| WHAT YOU HAVE TO DO |
Extract all lines containing "using".

| EXCERPTED DATA |

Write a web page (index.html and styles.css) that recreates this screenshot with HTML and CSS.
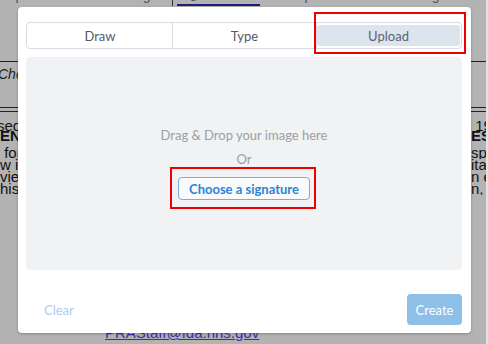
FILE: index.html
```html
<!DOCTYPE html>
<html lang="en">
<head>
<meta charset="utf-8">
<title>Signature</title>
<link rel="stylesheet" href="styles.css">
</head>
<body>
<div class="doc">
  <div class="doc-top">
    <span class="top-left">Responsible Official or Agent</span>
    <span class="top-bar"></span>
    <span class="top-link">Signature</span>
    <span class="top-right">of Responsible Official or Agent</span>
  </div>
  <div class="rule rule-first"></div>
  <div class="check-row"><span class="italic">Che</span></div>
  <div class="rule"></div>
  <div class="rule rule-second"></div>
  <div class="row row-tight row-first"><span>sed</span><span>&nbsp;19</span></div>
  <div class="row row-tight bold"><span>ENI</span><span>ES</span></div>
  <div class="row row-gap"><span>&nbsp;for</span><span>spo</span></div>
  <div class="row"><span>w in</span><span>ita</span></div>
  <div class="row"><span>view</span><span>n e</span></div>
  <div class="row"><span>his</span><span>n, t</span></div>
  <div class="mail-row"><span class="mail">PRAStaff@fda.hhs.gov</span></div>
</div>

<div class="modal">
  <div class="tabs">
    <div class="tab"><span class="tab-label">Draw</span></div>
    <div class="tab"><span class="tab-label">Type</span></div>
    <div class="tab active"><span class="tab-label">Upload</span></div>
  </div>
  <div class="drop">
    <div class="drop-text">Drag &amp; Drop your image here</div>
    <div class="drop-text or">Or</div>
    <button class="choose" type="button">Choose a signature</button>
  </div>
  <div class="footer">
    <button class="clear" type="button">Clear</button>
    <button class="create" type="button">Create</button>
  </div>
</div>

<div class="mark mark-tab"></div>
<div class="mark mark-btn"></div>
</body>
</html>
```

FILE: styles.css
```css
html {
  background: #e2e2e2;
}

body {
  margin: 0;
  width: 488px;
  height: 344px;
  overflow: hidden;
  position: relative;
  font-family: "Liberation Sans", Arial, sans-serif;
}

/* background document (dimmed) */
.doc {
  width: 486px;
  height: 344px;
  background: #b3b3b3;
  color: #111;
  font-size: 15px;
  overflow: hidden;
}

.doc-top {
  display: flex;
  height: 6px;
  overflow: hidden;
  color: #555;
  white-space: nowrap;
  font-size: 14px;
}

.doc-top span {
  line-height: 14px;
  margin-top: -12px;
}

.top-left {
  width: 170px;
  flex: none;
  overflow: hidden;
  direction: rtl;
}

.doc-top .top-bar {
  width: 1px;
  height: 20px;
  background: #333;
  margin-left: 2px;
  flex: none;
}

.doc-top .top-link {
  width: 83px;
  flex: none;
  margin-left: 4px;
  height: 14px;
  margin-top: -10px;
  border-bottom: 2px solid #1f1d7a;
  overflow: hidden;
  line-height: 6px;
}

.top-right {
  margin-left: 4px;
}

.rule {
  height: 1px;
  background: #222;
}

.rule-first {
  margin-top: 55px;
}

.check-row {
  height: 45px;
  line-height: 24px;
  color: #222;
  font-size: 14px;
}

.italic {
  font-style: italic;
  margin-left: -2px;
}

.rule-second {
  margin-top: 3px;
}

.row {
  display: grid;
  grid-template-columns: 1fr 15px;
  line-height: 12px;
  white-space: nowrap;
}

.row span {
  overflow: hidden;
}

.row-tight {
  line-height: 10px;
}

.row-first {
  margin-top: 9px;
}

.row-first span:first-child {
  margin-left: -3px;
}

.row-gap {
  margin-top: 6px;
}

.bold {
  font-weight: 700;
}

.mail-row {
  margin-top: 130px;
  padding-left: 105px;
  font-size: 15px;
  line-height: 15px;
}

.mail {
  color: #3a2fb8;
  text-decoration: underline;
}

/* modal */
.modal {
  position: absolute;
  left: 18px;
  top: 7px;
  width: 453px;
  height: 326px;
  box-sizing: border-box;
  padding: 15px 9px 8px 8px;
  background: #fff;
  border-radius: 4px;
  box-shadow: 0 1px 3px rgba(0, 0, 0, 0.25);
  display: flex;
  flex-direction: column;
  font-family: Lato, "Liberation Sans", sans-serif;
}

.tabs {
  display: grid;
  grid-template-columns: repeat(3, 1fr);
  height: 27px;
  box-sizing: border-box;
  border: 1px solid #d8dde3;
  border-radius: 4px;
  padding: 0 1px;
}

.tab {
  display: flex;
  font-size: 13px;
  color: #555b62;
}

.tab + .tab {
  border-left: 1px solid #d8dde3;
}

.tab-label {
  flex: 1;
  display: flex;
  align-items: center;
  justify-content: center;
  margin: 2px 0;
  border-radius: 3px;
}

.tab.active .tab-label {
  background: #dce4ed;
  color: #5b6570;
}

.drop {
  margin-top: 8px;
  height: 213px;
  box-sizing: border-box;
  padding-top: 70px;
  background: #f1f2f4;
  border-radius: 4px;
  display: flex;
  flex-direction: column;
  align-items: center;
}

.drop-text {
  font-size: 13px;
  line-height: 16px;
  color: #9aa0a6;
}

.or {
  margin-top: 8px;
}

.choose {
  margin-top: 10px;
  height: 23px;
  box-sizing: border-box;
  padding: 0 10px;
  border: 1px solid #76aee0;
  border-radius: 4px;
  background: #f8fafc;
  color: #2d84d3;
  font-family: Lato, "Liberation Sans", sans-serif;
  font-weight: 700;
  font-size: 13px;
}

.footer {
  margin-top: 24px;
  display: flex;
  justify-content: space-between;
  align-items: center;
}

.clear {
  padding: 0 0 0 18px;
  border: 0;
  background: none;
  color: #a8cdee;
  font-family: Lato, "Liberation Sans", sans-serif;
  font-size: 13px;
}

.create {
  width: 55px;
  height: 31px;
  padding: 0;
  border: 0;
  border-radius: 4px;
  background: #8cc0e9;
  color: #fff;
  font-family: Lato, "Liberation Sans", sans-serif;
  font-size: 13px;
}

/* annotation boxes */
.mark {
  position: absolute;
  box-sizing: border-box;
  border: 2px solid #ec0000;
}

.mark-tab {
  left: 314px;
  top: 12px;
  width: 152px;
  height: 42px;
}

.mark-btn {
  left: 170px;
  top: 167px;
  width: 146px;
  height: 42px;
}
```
...
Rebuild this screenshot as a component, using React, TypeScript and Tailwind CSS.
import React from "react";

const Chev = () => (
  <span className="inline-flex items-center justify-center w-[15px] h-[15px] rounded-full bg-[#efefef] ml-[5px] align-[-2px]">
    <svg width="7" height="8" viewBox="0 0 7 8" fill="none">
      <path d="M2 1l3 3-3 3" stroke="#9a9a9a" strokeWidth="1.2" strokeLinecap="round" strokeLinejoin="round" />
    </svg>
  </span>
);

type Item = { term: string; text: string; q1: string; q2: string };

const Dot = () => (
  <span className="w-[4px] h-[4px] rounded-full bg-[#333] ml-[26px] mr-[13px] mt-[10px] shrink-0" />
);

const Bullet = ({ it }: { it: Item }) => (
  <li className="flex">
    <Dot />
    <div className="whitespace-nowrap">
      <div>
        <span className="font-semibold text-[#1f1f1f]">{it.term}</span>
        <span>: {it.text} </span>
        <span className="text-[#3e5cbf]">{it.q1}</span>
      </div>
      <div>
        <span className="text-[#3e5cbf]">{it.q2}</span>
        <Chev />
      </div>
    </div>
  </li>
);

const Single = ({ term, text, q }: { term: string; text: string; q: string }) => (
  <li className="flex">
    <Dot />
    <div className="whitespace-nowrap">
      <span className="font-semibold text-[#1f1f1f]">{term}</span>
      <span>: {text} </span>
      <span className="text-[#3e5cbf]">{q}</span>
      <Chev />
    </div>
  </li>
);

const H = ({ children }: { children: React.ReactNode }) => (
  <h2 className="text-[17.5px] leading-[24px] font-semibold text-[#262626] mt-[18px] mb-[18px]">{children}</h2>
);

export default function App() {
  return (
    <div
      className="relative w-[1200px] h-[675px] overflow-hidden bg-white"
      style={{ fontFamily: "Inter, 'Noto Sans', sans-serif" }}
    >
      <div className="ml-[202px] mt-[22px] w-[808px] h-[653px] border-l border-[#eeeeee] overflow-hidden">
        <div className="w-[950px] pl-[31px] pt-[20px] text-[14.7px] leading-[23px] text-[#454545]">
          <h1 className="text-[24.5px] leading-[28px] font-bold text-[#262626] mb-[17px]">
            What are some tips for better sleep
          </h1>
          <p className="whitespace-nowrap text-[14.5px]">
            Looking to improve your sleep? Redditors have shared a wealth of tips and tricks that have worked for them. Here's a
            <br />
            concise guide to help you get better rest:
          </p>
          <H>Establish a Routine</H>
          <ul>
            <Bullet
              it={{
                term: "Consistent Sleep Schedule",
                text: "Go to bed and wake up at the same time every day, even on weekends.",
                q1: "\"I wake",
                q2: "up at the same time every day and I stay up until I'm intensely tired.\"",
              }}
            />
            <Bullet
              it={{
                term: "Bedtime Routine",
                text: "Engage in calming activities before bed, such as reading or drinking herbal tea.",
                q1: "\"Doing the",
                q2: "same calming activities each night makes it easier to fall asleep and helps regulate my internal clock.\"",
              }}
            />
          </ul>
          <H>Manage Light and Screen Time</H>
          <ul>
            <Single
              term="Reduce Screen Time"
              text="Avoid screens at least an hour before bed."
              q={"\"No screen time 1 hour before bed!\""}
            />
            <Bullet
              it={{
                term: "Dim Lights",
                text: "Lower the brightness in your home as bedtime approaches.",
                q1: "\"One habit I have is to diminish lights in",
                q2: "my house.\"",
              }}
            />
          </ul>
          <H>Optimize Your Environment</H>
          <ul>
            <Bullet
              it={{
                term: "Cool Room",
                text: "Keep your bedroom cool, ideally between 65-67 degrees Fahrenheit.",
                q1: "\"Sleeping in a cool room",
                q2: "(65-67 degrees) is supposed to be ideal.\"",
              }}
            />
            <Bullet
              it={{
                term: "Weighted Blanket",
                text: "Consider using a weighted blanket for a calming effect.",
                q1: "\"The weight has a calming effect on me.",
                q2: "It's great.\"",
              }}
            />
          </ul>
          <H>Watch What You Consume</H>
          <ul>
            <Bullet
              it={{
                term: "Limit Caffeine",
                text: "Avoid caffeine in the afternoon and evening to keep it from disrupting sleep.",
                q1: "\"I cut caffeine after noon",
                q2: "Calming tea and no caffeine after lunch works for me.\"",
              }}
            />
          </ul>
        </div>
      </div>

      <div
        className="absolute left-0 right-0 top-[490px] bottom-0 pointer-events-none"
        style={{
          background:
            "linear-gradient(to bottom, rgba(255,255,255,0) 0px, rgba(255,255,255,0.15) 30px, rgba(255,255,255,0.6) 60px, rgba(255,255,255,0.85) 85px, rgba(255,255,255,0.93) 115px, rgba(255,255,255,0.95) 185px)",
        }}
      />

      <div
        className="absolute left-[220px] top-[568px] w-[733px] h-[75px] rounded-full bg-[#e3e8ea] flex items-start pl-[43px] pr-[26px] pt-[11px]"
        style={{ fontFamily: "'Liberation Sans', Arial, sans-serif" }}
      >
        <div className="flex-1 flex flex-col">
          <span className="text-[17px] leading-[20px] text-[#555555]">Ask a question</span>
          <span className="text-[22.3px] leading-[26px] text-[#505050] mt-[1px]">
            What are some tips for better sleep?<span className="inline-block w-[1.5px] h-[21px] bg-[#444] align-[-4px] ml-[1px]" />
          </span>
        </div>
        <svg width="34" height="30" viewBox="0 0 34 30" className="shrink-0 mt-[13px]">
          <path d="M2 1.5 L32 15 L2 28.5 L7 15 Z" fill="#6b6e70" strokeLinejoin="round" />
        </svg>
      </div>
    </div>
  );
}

| FULL SOLUTION |
Rebuild this screenshot as a component, using React, TypeScript and Tailwind CSS.
                text: "Consider using a weighted blanket for a calming effect.",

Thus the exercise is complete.